Exercise prompt: Every line below should be copied exactly; drop the pictures.

Data in this exercise:
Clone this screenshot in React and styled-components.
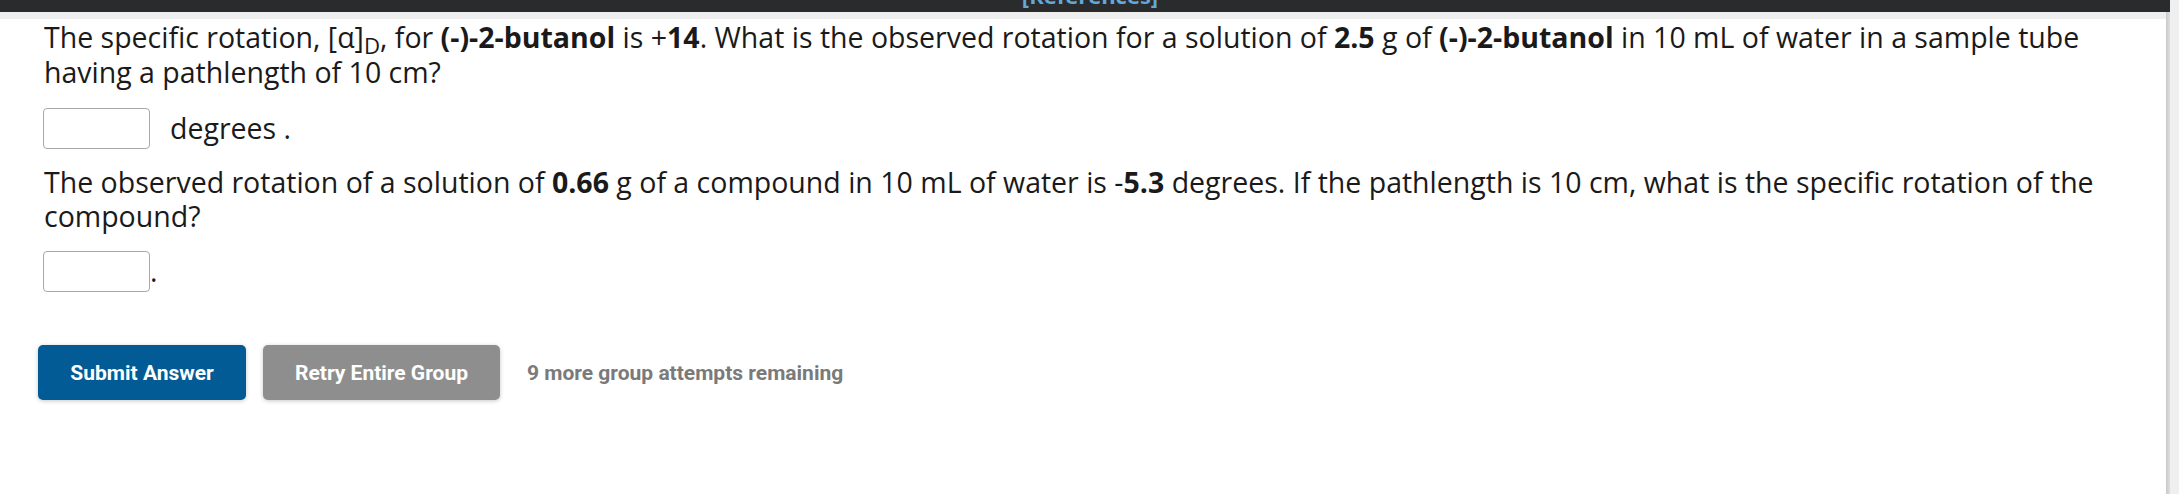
import React from 'react';
import styled, {createGlobalStyle} from 'styled-components';

const GlobalStyle = createGlobalStyle`
    html, body {
        margin: 0;
        padding: 0;
        background: #fff;
    }
    body {
        font-family: "Open Sans", "Liberation Sans", sans-serif;
        color: #1a1a1a;
    }
`

const Page = styled.div`
    display: flex;
    width: 2179px;
    height: 494px;
    overflow: hidden;
`
const Main = styled.div`
    display: flex;
    flex-direction: column;
    width: 2170px;
`
const TopBar = styled.div`
    height: 12px;
    background: #2a2b2d;
    display: flex;
    justify-content: center;
    overflow: hidden;
`
const RefLink = styled.span`
    font-family: "Open Sans", sans-serif;
    font-weight: 700;
    font-size: 22px;
    line-height: 22px;
    color: #62a8dc;
    margin-top: -16px;
    margin-left: 10px;
`
const Body = styled.div`
    flex: 1;
    display: flex;
`
const Content = styled.div`
    flex: 1;
    display: flex;
    flex-direction: column;
    background: #fff;
    border-top: 7px solid #eeeeee;
`
const Edge = styled.div`
    width: 4px;
    background: linear-gradient(to right, #c9c9c9, #dedede);
`
const Rail = styled.div`
    flex: 1;
    background: #efefef;
`
const Inner = styled.div`
    padding: 1px 58px 0 44px;
`
const Para = styled.p`
    margin: 0;
    font-size: 28.5px;
    line-height: 34.75px;
    color: #1a1a1a;
`
const Sub = styled.span`
    font-size: 0.78em;
    line-height: 1;
    position: relative;
    top: 0.25em;
`
const AnswerRow = styled.div`
    display: flex;
    align-items: center;
    gap: ${p => p.$gap || 0}px;
    margin: ${p => p.$top}px 0 ${p => p.$bottom}px -1px;
    font-size: 28.5px;
    line-height: 34.75px;
    color: #1a1a1a;
`
const Field = styled.input`
    box-sizing: border-box;
    width: 107px;
    height: 41px;
    margin: 0;
    border: 1.5px solid #a8a8a8;
    border-radius: 4px;
    background: #fff;
    outline: none;
`
const Actions = styled.div`
    display: flex;
    align-items: center;
    gap: 17px;
    margin-left: -6px;
`
const Button = styled.button`
    height: 55px;
    width: ${p => p.$w}px;
    border: none;
    border-radius: 5px;
    background: ${p => p.$bg};
    color: #fff;
    font-family: Roboto, "Liberation Sans", sans-serif;
    font-weight: 700;
    font-size: 21px;
    box-shadow: 0 1px 4px rgba(0, 0, 0, 0.22);
    cursor: pointer;
`
const Remaining = styled.span`
    font-family: Roboto, "Liberation Sans", sans-serif;
    font-weight: 700;
    font-size: 21px;
    color: #7a7a7a;
    margin-left: 10px;
`

export default function App() {
    return (
        <>
            <GlobalStyle />
            <Page>
                <Main>
                    <TopBar>
                        <RefLink>[References]</RefLink>
                    </TopBar>
                    <Body>
                        <Content>
                            <Inner>
                                <Para>
                                    The specific rotation, [α]<Sub>D</Sub>, for <b>(-)-2-butanol</b> is +<b>14</b>. What is the observed rotation for a solution of <b>2.5</b> g of <b>(-)-2-butanol</b> in 10 mL of water in a sample tube having a pathlength of 10 cm?
                                </Para>
                                <AnswerRow $top={18} $bottom={16} $gap={20}>
                                    <Field type="text" />
                                    <span>degrees .</span>
                                </AnswerRow>
                                <Para>
                                    The observed rotation of a solution of <b>0.66</b> g of a compound in 10 mL of water is -<b>5.3</b> degrees. If the pathlength is 10 cm, what is the specific rotation of the compound?
                                </Para>
                                <AnswerRow $top={17} $bottom={53}>
                                    <Field type="text" />
                                    <span>.</span>
                                </AnswerRow>
                                <Actions>
                                    <Button $w={208} $bg="#035b95">Submit Answer</Button>
                                    <Button $w={237} $bg="#8e8e8e">Retry Entire Group</Button>
                                    <Remaining>9 more group attempts remaining</Remaining>
                                </Actions>
                            </Inner>
                        </Content>
                        <Edge />
                    </Body>
                </Main>
                <Rail />
            </Page>
        </>
    );
}
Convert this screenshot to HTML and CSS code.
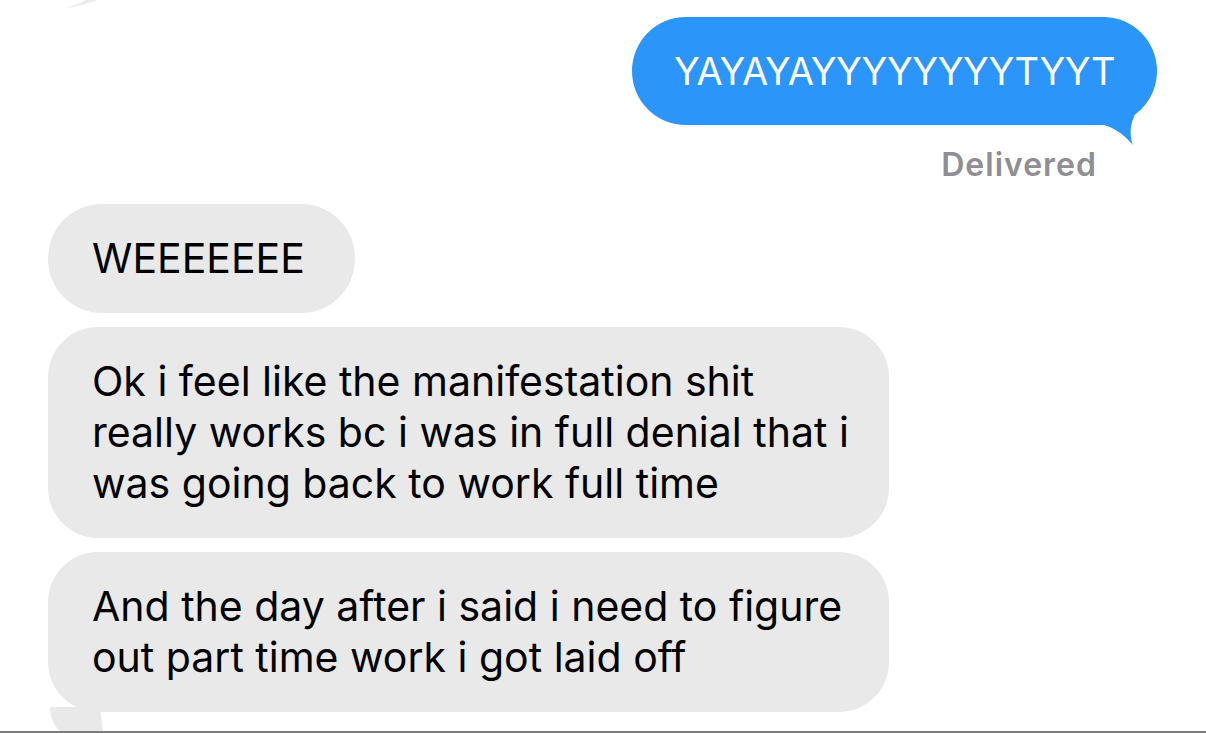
FILE: index.html
```html
<!DOCTYPE html>
<html>
<head>
<meta charset="utf-8">
<link rel="stylesheet" href="styles.css">
</head>
<body>
<div class="screen">
  <svg class="prev-tail" width="40" height="10" viewBox="0 0 40 10"><path d="M4,8 C12,5 18,3 24,0 L36,0 C28,3 18,6 4,8 Z" fill="#ececec"/></svg>
  <div class="thread">
    <div class="row out">
      <div class="bubble blue">YAYAYAYYYYYYYYTYYT
        <svg class="tail tail-blue" width="66" height="64" viewBox="0 0 66 64"><path d="M0,28 L0,40 C17,41 30,50 40,62 C35,48 37,30 59,10 L40,0 Z" fill="#2b95fa"/></svg>
      </div>
    </div>
    <div class="status">Delivered</div>
    <div class="row in">
      <div class="bubble grey w1">WEEEEEEE</div>
    </div>
    <div class="row in">
      <div class="bubble grey w2">Ok i feel like the manifestation shit<br>really works bc i was in full denial that i<br>was going back to work full time</div>
    </div>
    <div class="row in">
      <div class="bubble grey w2">And the day after i said i need to figure<br>out part time work i got laid off
        <svg class="tail tail-grey" width="70" height="60" viewBox="0 0 70 60"><path d="M60,0 L10,0 C10,20 25,30 36,36 C34,42 32,48 32,55 L44,55 C48,42 54,35 64,33 Z" fill="#e9e9e9"/></svg>
      </div>
    </div>
  </div>
  <div class="baseline"></div>
</div>
</body>
</html>
```
FILE: styles.css
```css
html, body {
  margin: 0;
  padding: 0;
  background: #ffffff;
}
.screen {
  position: relative;
  width: 1206px;
  height: 733px;
  display: flex;
  flex-direction: column;
  overflow: hidden;
  font-family: Inter, "Liberation Sans", sans-serif;
}
.prev-tail {
  position: absolute;
  left: 62px;
  top: 0;
}
.thread {
  flex: 1;
  display: flex;
  flex-direction: column;
  padding: 17px 49px 0 48px;
}
.row {
  display: flex;
}
.row.out {
  justify-content: flex-end;
}
.row.in {
  justify-content: flex-start;
  margin-bottom: 14px;
}
.bubble {
  position: relative;
  box-sizing: border-box;
  font-size: 41px;
  line-height: 51px;
  padding: 29px 30px 29px 44px;
  border-radius: 54px;
  white-space: nowrap;
}
.bubble.blue {
  width: 525px;
  height: 108px;
  background: #2b95fa;
  color: #ffffff;
  text-align: center;
  font-size: 38px;
  letter-spacing: -0.4px;
  padding-left: 0;
  padding-right: 0;
}
.bubble.grey {
  background: #e9e9e9;
  color: #000000;
}
.w1 { width: 307px; height: 109px; }
.w2 { width: 841px; border-radius: 50px; }
.tail {
  position: absolute;
}
.tail-blue {
  right: -2px;
  bottom: -22px;
}
.tail-grey {
  left: -8px;
  bottom: -55px;
}
.status {
  align-self: flex-end;
  margin: 24px 60px 23px 0;
  font-size: 32px;
  line-height: 32px;
  font-weight: 600;
  letter-spacing: 1px;
  color: #8e8e93;
}
.baseline {
  height: 2px;
  background: #7d7d7d;
  position: relative;
  z-index: 2;
}
```
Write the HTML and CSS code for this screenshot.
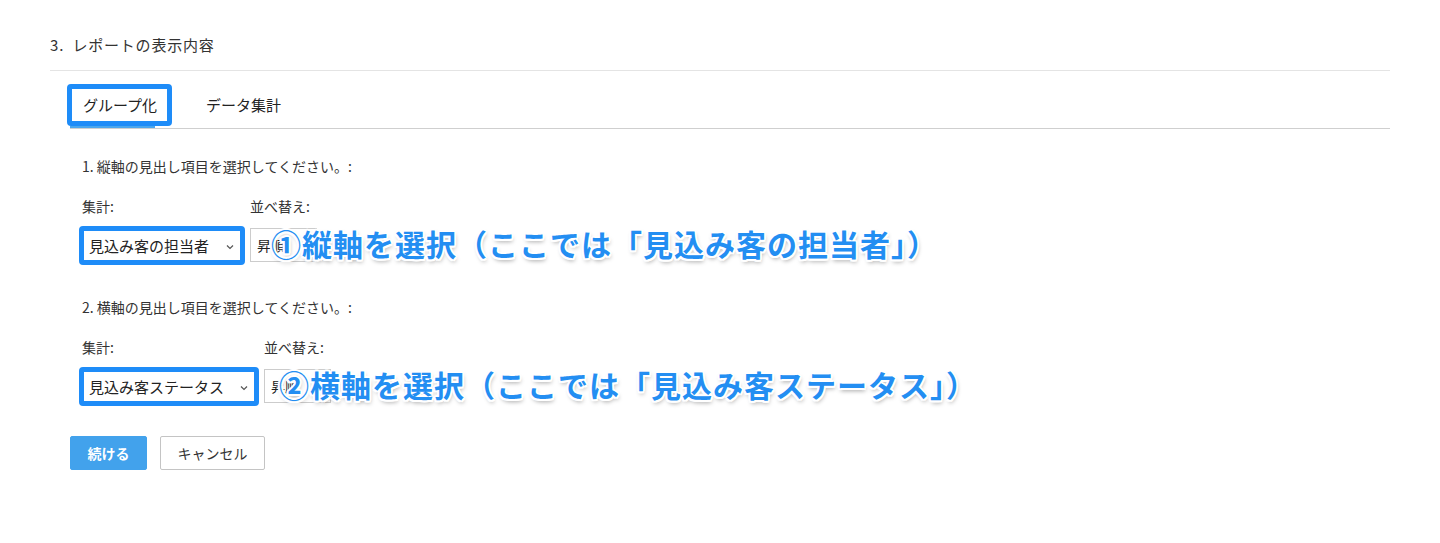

The answer:
Clone this screenshot in React and styled-components.
import React from 'react';
import styled, {createGlobalStyle} from 'styled-components';

const GlobalStyle = createGlobalStyle`
    html, body {
        margin: 0;
        padding: 0;
        background: #fff;
    }
    body {
        font-family: "Open Sans", "Liberation Sans", sans-serif;
        color: #1a1a1a;
    }
`

const Page = styled.div`
    display: flex;
    width: 2179px;
    height: 494px;
    overflow: hidden;
`
const Main = styled.div`
    display: flex;
    flex-direction: column;
    width: 2170px;
`
const TopBar = styled.div`
    height: 12px;
    background: #2a2b2d;
    display: flex;
    justify-content: center;
    overflow: hidden;
`
const RefLink = styled.span`
    font-family: "Open Sans", sans-serif;
    font-weight: 700;
    font-size: 22px;
    line-height: 22px;
    color: #62a8dc;
    margin-top: -16px;
    margin-left: 10px;
`
const Body = styled.div`
    flex: 1;
    display: flex;
`
const Content = styled.div`
    flex: 1;
    display: flex;
    flex-direction: column;
    background: #fff;
    border-top: 7px solid #eeeeee;
`
const Edge = styled.div`
    width: 4px;
    background: linear-gradient(to right, #c9c9c9, #dedede);
`
const Rail = styled.div`
    flex: 1;
    background: #efefef;
`
const Inner = styled.div`
    padding: 1px 58px 0 44px;
`
const Para = styled.p`
    margin: 0;
    font-size: 28.5px;
    line-height: 34.75px;
    color: #1a1a1a;
`
const Sub = styled.span`
    font-size: 0.78em;
    line-height: 1;
    position: relative;
    top: 0.25em;
`
const AnswerRow = styled.div`
    display: flex;
    align-items: center;
    gap: ${p => p.$gap || 0}px;
    margin: ${p => p.$top}px 0 ${p => p.$bottom}px -1px;
    font-size: 28.5px;
    line-height: 34.75px;
    color: #1a1a1a;
`
const Field = styled.input`
    box-sizing: border-box;
    width: 107px;
    height: 41px;
    margin: 0;
    border: 1.5px solid #a8a8a8;
    border-radius: 4px;
    background: #fff;
    outline: none;
`
const Actions = styled.div`
    display: flex;
    align-items: center;
    gap: 17px;
    margin-left: -6px;
`
const Button = styled.button`
    height: 55px;
    width: ${p => p.$w}px;
    border: none;
    border-radius: 5px;
    background: ${p => p.$bg};
    color: #fff;
    font-family: Roboto, "Liberation Sans", sans-serif;
    font-weight: 700;
    font-size: 21px;
    box-shadow: 0 1px 4px rgba(0, 0, 0, 0.22);
    cursor: pointer;
`
const Remaining = styled.span`
    font-family: Roboto, "Liberation Sans", sans-serif;
    font-weight: 700;
    font-size: 21px;
    color: #7a7a7a;
    margin-left: 10px;
`

export default function App() {
    return (
        <>
            <GlobalStyle />
            <Page>
                <Main>
                    <TopBar>
                        <RefLink>[References]</RefLink>
                    </TopBar>
                    <Body>
                        <Content>
                            <Inner>
                                <Para>
                                    The specific rotation, [α]<Sub>D</Sub>, for <b>(-)-2-butanol</b> is +<b>14</b>. What is the observed rotation for a solution of <b>2.5</b> g of <b>(-)-2-butanol</b> in 10 mL of water in a sample tube having a pathlength of 10 cm?
                                </Para>
                                <AnswerRow $top={18} $bottom={16} $gap={20}>
                                    <Field type="text" />
                                    <span>degrees .</span>
                                </AnswerRow>
                                <Para>
                                    The observed rotation of a solution of <b>0.66</b> g of a compound in 10 mL of water is -<b>5.3</b> degrees. If the pathlength is 10 cm, what is the specific rotation of the compound?
                                </Para>
                                <AnswerRow $top={17} $bottom={53}>
                                    <Field type="text" />
                                    <span>.</span>
                                </AnswerRow>
                                <Actions>
                                    <Button $w={208} $bg="#035b95">Submit Answer</Button>
                                    <Button $w={237} $bg="#8e8e8e">Retry Entire Group</Button>
                                    <Remaining>9 more group attempts remaining</Remaining>
                                </Actions>
                            </Inner>
                        </Content>
                        <Edge />
                    </Body>
                </Main>
                <Rail />
            </Page>
        </>
    );
}
Convert this screenshot to HTML and CSS code.
FILE: index.html
```html
<!DOCTYPE html>
<html>
<head>
<meta charset="utf-8">
<link rel="stylesheet" href="styles.css">
</head>
<body>
<div class="screen">
  <svg class="prev-tail" width="40" height="10" viewBox="0 0 40 10"><path d="M4,8 C12,5 18,3 24,0 L36,0 C28,3 18,6 4,8 Z" fill="#ececec"/></svg>
  <div class="thread">
    <div class="row out">
      <div class="bubble blue">YAYAYAYYYYYYYYTYYT
        <svg class="tail tail-blue" width="66" height="64" viewBox="0 0 66 64"><path d="M0,28 L0,40 C17,41 30,50 40,62 C35,48 37,30 59,10 L40,0 Z" fill="#2b95fa"/></svg>
      </div>
    </div>
    <div class="status">Delivered</div>
    <div class="row in">
      <div class="bubble grey w1">WEEEEEEE</div>
    </div>
    <div class="row in">
      <div class="bubble grey w2">Ok i feel like the manifestation shit<br>really works bc i was in full denial that i<br>was going back to work full time</div>
    </div>
    <div class="row in">
      <div class="bubble grey w2">And the day after i said i need to figure<br>out part time work i got laid off
        <svg class="tail tail-grey" width="70" height="60" viewBox="0 0 70 60"><path d="M60,0 L10,0 C10,20 25,30 36,36 C34,42 32,48 32,55 L44,55 C48,42 54,35 64,33 Z" fill="#e9e9e9"/></svg>
      </div>
    </div>
  </div>
  <div class="baseline"></div>
</div>
</body>
</html>
```
FILE: styles.css
```css
html, body {
  margin: 0;
  padding: 0;
  background: #ffffff;
}
.screen {
  position: relative;
  width: 1206px;
  height: 733px;
  display: flex;
  flex-direction: column;
  overflow: hidden;
  font-family: Inter, "Liberation Sans", sans-serif;
}
.prev-tail {
  position: absolute;
  left: 62px;
  top: 0;
}
.thread {
  flex: 1;
  display: flex;
  flex-direction: column;
  padding: 17px 49px 0 48px;
}
.row {
  display: flex;
}
.row.out {
  justify-content: flex-end;
}
.row.in {
  justify-content: flex-start;
  margin-bottom: 14px;
}
.bubble {
  position: relative;
  box-sizing: border-box;
  font-size: 41px;
  line-height: 51px;
  padding: 29px 30px 29px 44px;
  border-radius: 54px;
  white-space: nowrap;
}
.bubble.blue {
  width: 525px;
  height: 108px;
  background: #2b95fa;
  color: #ffffff;
  text-align: center;
  font-size: 38px;
  letter-spacing: -0.4px;
  padding-left: 0;
  padding-right: 0;
}
.bubble.grey {
  background: #e9e9e9;
  color: #000000;
}
.w1 { width: 307px; height: 109px; }
.w2 { width: 841px; border-radius: 50px; }
.tail {
  position: absolute;
}
.tail-blue {
  right: -2px;
  bottom: -22px;
}
.tail-grey {
  left: -8px;
  bottom: -55px;
}
.status {
  align-self: flex-end;
  margin: 24px 60px 23px 0;
  font-size: 32px;
  line-height: 32px;
  font-weight: 600;
  letter-spacing: 1px;
  color: #8e8e93;
}
.baseline {
  height: 2px;
  background: #7d7d7d;
  position: relative;
  z-index: 2;
}
```
Write the HTML and CSS code for this screenshot.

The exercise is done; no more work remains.